States without an income tax - good idea?

California's largest tax revenue source by far is its personal income tax. This tax generated 67% of total tax revenues for FY 2012-2013's General Fund. As shown in the pie chart from the California State Controller's Office, the corporate income tax only provided 8% of state tax revenues.

Source: California State Controller
Seven states do not impose an income tax and two states impose it on only a portion of one's income. How can they do that? A recent article in Cleveland.com answers that question. See "No-income-tax states use other taxes to pay the bills: Axing Ohio's Income Tax," by Robert Higgs, 10/2/14.

The seven states without an income tax are:
  • Alaska (relies on significant oil taxes)
  • Florida
  • Nevada
  • South Dakota
  • Texas
  • Washington
  • Wyoming (also relies on significant oil severance tax)
See the article for details on how the other states manage.

Is it good to not have a state income tax? I say no regarding the personal income tax and maybe regarding the corporate income tax. For states that don't have few people and lots of oil, lack of a personal income tax means greater reliance on the state sales tax, which is a regressive tax. While Nevada and Florida are able to get tourists to pay a good amount of the sales tax, that is not true in all states and Florida have a greater population than Nevada (for 2013, 19.5 million for Florida and 2.78 million for Nevada, per US Census Bureau).

The problem with the sales tax is that it results in lower income individuals using a larger portion of their income to pay it relative to higher income individual (making it regressive).
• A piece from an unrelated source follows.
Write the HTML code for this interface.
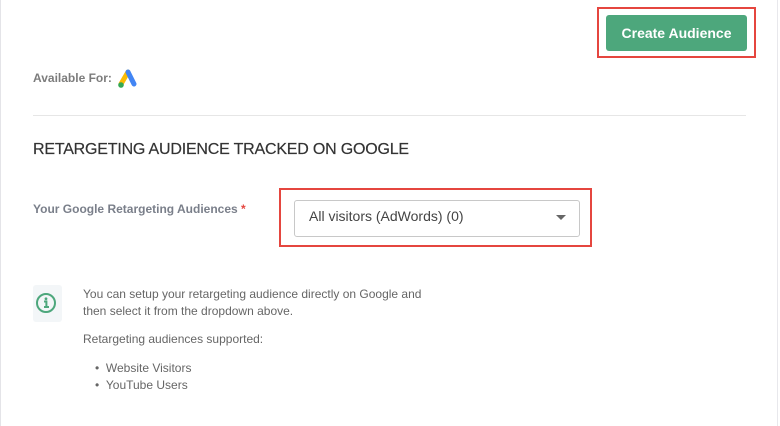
<!DOCTYPE html>
<html><head><style>
body{margin:0;width:780px;height:426px;background:#fff;font-family:"Liberation Sans",sans-serif;position:relative;overflow:hidden}
.a{position:absolute;white-space:nowrap}
</style></head><body>
<div class="a" style="left:0;top:0;width:1px;height:426px;background:#e4e4e8"></div>
<div class="a" style="left:777px;top:0;width:1px;height:426px;background:#e8e8ec"></div>
<div class="a" style="left:597px;top:7px;width:155px;height:47px;border:2px solid #e5463f"></div>
<div class="a" style="left:606px;top:15px;width:141px;height:36px;background:#4da77c;border-radius:3px;color:#fff;font-weight:bold;font-size:14px;line-height:36px;text-align:center">Create Audience</div>
<div class="a" style="left:33px;top:71px;font-size:12px;color:#666;font-weight:bold;opacity:.85">Available For:</div>
<svg class="a" style="left:116px;top:69px" width="22" height="20" viewBox="0 0 22 20">
<line x1="12" y1="3" x2="5" y2="15" stroke="#fbbc04" stroke-width="5" stroke-linecap="round"/>
<line x1="12" y1="3" x2="18" y2="15" stroke="#4285f4" stroke-width="5" stroke-linecap="round"/>
<circle cx="5" cy="16" r="2.8" fill="#34a853"/>
</svg>
<div class="a" style="left:33px;top:115px;width:713px;height:1px;background:#e6e6e6"></div>
<div class="a" style="left:33px;top:141px;font-size:16px;color:#333;-webkit-text-stroke:0.2px #333;letter-spacing:-0.2px">RETARGETING AUDIENCE TRACKED ON GOOGLE</div>
<div class="a" style="left:33px;top:202px;font-size:12px;color:#7a7f8a;font-weight:bold">Your Google Retargeting Audiences <span style="color:#e5463f">*</span></div>
<div class="a" style="left:279px;top:188px;width:309px;height:55px;border:2px solid #e5463f"></div>
<div class="a" style="left:294px;top:200px;width:284px;height:35px;border:1px solid #c8c8c8;border-radius:3px"></div>
<div class="a" style="left:309px;top:208px;font-size:14px;color:#444">All visitors (AdWords) (0)</div>
<div class="a" style="left:556px;top:215px;width:0;height:0;border-left:5px solid transparent;border-right:5px solid transparent;border-top:5px solid #666"></div>
<div class="a" style="left:33px;top:285px;width:29px;height:37px;background:#f3f6f8;border-radius:3px"></div>
<svg class="a" style="left:35px;top:292px" width="22" height="22" viewBox="0 0 22 22">
<circle cx="11" cy="11" r="9" fill="none" stroke="#4da77c" stroke-width="2"/>
<circle cx="11" cy="6.8" r="1.4" fill="#4da77c"/>
<path d="M9 9.5h2.4v5.3M9 15h5" stroke="#4da77c" stroke-width="2" fill="none"/>
</svg>
<div class="a" style="left:83px;top:286px;font-size:12px;color:#666;line-height:17px">You can setup your retargeting audience directly on Google and<br>then select it from the dropdown above.</div>
<div class="a" style="left:83px;top:332px;font-size:12px;color:#666">Retargeting audiences supported:</div>
<div class="a" style="left:95px;top:360px;font-size:12px;color:#666;line-height:17px">•&nbsp;&nbsp;Website Visitors<br>•&nbsp;&nbsp;YouTube Users</div>
</body></html>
In contrast, the income tax is progressive and even more progressive if tax rates increase with income. High income individuals get a significant tax break if their income is all earned in a state without an income tax. They likely only spend a small portion of their income, so do not pay much in sales tax (again, relative to their income).
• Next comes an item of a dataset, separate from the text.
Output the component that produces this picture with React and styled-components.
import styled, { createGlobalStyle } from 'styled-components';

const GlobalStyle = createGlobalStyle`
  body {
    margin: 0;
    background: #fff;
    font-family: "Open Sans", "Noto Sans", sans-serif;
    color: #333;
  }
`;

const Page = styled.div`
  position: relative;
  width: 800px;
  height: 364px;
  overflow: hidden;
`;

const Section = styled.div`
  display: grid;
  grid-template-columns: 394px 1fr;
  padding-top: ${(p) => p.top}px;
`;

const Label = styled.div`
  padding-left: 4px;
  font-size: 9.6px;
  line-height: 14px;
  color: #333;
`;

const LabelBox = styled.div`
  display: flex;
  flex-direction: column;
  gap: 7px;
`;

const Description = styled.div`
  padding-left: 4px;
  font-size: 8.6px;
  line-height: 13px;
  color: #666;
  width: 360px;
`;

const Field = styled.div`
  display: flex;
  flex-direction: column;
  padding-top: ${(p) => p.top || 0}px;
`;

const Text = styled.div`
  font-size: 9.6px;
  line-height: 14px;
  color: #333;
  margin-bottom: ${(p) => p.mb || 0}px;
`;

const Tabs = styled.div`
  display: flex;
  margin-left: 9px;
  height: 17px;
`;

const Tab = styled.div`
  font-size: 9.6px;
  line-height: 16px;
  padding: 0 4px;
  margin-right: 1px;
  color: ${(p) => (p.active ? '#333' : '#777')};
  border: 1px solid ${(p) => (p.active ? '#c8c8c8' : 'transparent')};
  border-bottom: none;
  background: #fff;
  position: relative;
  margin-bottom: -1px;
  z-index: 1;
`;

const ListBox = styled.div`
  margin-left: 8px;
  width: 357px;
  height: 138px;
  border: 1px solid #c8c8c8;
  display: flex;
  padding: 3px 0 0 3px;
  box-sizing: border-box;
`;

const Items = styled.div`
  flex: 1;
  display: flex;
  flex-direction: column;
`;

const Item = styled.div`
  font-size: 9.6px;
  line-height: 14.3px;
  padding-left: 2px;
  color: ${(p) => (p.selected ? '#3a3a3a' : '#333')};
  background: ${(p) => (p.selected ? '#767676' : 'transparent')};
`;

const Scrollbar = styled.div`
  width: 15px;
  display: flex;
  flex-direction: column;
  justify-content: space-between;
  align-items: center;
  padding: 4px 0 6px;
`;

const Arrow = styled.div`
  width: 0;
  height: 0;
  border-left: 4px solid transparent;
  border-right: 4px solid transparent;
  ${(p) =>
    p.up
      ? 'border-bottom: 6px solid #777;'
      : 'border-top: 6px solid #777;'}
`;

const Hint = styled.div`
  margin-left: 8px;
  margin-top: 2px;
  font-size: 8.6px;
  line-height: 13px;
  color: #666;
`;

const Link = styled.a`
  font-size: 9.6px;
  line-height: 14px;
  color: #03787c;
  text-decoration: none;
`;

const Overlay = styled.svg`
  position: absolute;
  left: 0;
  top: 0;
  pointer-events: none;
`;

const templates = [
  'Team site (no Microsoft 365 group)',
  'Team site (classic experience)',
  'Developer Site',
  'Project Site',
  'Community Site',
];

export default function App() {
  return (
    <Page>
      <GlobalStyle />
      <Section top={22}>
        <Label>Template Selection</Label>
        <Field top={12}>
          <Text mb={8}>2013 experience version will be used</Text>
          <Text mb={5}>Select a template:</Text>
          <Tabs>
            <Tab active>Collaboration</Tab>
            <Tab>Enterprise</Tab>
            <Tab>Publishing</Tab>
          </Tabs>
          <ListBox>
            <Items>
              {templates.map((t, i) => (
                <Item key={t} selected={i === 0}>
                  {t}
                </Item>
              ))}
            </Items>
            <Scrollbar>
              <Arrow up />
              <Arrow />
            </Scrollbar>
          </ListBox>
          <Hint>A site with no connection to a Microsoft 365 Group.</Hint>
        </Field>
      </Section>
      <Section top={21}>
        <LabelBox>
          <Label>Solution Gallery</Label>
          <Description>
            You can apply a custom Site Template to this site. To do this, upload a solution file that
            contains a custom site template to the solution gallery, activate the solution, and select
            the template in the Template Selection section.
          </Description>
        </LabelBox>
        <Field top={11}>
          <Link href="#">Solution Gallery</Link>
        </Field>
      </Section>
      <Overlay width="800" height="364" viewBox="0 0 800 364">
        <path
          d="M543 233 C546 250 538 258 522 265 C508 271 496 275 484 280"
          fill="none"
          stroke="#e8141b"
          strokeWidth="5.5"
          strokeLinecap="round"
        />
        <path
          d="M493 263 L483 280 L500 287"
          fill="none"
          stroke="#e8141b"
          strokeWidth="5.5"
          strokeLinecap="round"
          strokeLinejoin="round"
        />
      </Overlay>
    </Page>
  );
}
Another benefit of having an income tax is that a balance of taxes can help improve revenue stability. For example, an economic downturn might hurt income tax revenues quickly, but not so quickly with respect to sales and property taxes.

So far as the corporate income tax, I think states should consider eliminating it. Already, most states have significant tax benefits to lower corporate taxes and entice corporations to do business in their state. The state will still make revenues from the spending and the wages paid to employees. The tax incentives include single sales factor apportionment (so state income taxes don't go up when you put more property and employees in the state), film credits, R&D credits and various energy and equipment purchase credits. These special rules also add more complexity to the law.

But, elimination of the corporate income tax is not as easy as it might sound. Many businesses operate as LLCs, partnerships or S corporations. The taxes paid by these entities mostly shows up in the personal income tax piece of the revenue pie. It doesn't seem fair to continue to tax these businesses, but not ones that operate in the corporate form. What happens if these businesses convert to the corporate form?  They still have federal income taxes. It could turn into a tax shelter as well if people place investment assets in corporations. Then you need rules to prevent that. So, we end up with a complex corporate income tax that produces a small amount of revenues. Oh well.

What do you think? (about a state having no income tax and elimination of the corporate income tax)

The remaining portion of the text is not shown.